-- THE PROBLEM --
Show every line that has the string "screenshot" in it.

-- RECORDS FOR THIS EXERCISE --
● ● ●

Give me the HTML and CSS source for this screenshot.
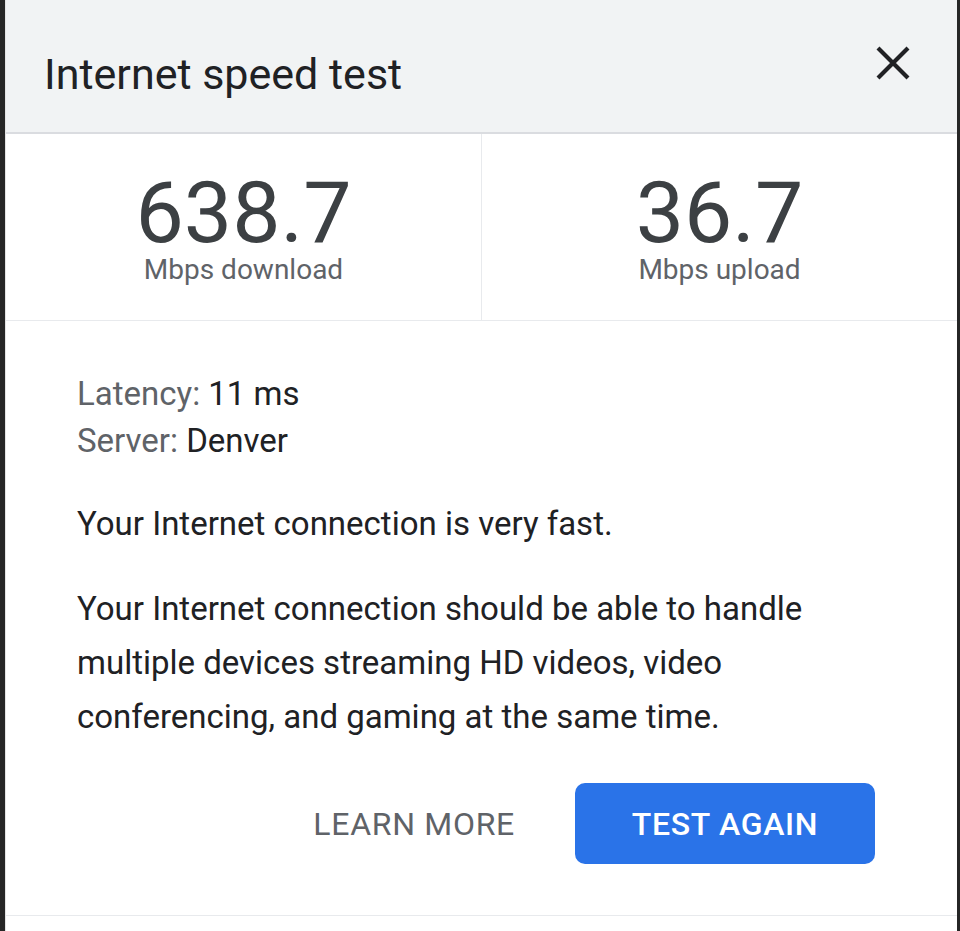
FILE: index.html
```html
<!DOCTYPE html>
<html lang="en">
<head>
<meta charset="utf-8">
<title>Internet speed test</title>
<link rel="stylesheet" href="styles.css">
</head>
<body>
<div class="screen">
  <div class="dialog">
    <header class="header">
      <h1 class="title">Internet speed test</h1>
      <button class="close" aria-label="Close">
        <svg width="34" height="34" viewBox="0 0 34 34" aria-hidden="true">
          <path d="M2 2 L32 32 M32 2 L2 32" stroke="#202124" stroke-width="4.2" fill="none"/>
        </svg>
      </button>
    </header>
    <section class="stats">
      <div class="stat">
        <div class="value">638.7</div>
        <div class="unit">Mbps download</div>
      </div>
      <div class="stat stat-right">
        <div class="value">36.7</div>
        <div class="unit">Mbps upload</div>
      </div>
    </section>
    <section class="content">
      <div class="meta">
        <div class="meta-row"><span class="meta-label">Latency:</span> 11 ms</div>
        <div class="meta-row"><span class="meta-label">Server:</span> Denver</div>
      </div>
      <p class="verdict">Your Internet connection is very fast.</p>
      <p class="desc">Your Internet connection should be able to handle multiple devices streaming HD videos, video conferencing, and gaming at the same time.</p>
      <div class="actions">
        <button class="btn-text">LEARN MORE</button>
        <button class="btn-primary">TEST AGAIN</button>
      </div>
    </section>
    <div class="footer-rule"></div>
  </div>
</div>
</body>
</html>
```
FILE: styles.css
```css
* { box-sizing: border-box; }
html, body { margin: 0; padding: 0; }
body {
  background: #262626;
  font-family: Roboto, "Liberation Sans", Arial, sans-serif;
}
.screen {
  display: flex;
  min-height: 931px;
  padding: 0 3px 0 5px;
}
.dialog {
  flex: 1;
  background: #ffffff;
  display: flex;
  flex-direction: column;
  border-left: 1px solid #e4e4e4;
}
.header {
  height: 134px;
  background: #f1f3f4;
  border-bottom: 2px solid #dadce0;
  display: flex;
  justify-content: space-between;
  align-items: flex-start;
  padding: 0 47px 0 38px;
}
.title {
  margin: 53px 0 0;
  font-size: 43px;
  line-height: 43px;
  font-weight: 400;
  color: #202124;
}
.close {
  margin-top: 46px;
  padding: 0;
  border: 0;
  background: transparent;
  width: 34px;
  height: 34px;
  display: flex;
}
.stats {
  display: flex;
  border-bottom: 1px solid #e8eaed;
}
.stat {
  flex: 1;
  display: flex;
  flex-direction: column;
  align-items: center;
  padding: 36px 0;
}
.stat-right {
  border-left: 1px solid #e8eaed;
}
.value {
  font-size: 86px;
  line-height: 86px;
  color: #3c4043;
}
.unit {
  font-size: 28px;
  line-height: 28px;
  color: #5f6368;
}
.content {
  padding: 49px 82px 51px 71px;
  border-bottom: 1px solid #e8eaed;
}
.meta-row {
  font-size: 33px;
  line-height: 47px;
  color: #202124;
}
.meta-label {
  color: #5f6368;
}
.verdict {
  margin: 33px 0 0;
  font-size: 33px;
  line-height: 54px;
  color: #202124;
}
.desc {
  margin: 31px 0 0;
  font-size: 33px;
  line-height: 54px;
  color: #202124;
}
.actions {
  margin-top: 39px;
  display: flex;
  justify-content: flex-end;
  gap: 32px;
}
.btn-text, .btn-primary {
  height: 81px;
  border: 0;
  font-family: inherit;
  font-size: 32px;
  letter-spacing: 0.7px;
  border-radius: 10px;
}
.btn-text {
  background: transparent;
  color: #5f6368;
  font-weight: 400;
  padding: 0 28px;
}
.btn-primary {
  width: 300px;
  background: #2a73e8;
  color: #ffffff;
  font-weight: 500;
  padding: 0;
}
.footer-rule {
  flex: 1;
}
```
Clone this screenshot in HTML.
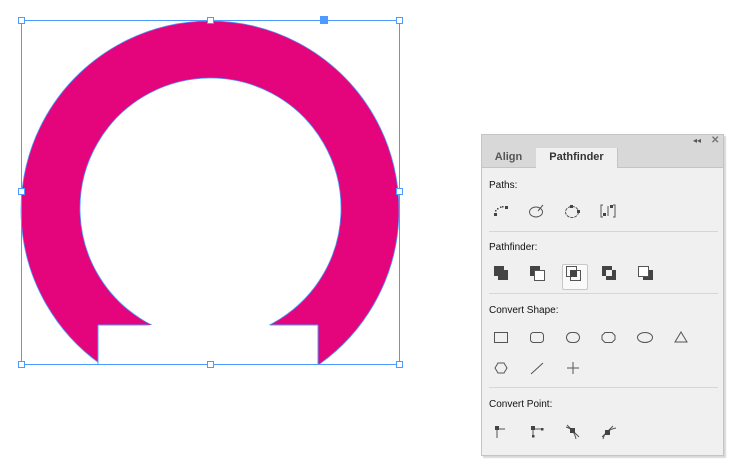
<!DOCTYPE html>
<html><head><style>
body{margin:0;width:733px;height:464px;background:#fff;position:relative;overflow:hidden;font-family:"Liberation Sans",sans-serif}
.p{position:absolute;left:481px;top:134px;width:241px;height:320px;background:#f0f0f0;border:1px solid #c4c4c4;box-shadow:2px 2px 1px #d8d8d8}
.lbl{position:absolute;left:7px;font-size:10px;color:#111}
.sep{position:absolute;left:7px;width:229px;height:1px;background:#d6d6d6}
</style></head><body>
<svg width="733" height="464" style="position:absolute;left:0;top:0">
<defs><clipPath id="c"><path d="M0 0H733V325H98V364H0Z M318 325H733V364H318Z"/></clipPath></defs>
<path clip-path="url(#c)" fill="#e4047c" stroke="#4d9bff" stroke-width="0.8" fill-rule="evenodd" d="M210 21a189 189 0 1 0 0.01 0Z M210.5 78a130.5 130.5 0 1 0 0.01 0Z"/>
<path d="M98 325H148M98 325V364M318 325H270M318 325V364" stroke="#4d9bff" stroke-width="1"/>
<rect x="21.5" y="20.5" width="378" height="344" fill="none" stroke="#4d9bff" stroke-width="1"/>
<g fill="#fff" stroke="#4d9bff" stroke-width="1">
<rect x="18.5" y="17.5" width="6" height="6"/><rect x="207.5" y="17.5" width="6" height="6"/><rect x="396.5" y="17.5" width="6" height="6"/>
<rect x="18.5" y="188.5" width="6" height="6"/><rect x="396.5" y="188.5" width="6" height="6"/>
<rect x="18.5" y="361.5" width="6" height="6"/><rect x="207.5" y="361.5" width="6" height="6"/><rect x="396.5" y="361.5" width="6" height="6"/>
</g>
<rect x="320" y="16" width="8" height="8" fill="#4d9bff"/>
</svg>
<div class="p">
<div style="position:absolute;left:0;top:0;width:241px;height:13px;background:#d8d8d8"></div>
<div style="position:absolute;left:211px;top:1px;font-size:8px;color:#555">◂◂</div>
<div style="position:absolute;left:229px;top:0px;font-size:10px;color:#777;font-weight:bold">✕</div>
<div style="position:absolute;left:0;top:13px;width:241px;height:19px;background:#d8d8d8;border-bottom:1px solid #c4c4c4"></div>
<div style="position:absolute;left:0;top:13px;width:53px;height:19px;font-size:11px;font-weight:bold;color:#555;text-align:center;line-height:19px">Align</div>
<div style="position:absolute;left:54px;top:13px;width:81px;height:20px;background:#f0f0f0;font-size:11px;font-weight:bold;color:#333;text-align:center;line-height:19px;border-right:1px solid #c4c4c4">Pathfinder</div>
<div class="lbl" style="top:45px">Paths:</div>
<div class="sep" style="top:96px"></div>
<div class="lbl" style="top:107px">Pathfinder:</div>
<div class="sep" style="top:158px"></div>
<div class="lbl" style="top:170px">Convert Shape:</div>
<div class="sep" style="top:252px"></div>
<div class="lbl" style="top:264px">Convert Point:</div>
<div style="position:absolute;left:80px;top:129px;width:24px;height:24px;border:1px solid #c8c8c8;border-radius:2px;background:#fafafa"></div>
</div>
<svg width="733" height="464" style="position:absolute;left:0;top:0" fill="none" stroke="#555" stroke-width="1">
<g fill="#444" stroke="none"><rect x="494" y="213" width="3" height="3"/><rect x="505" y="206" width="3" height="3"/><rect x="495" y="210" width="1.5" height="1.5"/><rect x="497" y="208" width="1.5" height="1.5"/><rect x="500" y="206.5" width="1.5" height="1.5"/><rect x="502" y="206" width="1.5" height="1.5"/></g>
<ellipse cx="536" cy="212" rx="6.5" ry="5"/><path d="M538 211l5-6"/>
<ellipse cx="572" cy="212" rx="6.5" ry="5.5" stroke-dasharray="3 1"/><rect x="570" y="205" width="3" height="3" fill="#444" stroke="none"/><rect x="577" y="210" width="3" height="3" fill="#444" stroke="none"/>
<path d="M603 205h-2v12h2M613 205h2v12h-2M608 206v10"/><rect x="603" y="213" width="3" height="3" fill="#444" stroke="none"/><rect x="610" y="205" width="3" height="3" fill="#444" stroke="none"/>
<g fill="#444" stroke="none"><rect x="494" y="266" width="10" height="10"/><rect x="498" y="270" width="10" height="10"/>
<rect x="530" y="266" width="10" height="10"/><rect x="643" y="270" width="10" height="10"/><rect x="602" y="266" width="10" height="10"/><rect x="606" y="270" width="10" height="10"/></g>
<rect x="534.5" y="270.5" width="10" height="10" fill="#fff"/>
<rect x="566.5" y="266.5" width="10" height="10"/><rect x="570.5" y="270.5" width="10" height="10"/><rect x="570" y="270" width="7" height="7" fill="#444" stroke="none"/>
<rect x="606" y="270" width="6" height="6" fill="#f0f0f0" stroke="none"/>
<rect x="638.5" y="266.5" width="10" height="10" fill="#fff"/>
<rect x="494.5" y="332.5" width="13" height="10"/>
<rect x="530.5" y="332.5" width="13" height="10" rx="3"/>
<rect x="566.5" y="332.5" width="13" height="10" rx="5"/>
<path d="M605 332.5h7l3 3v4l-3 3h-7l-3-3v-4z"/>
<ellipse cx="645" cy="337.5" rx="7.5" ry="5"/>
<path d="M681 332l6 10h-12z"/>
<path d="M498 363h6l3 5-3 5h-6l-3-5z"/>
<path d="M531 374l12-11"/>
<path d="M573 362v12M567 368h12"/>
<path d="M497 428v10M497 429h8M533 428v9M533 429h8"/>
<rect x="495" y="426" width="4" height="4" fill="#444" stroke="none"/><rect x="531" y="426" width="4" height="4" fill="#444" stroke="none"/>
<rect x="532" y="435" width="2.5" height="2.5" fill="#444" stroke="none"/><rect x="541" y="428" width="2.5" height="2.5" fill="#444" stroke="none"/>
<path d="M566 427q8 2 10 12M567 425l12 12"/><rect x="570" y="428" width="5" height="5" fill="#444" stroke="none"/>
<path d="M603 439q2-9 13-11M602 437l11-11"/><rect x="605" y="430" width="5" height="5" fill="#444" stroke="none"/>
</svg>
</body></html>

● ● ●

-- RESULT OF THIS EXERCISE --
Give me the HTML and CSS source for this screenshot.
Clone this screenshot in HTML.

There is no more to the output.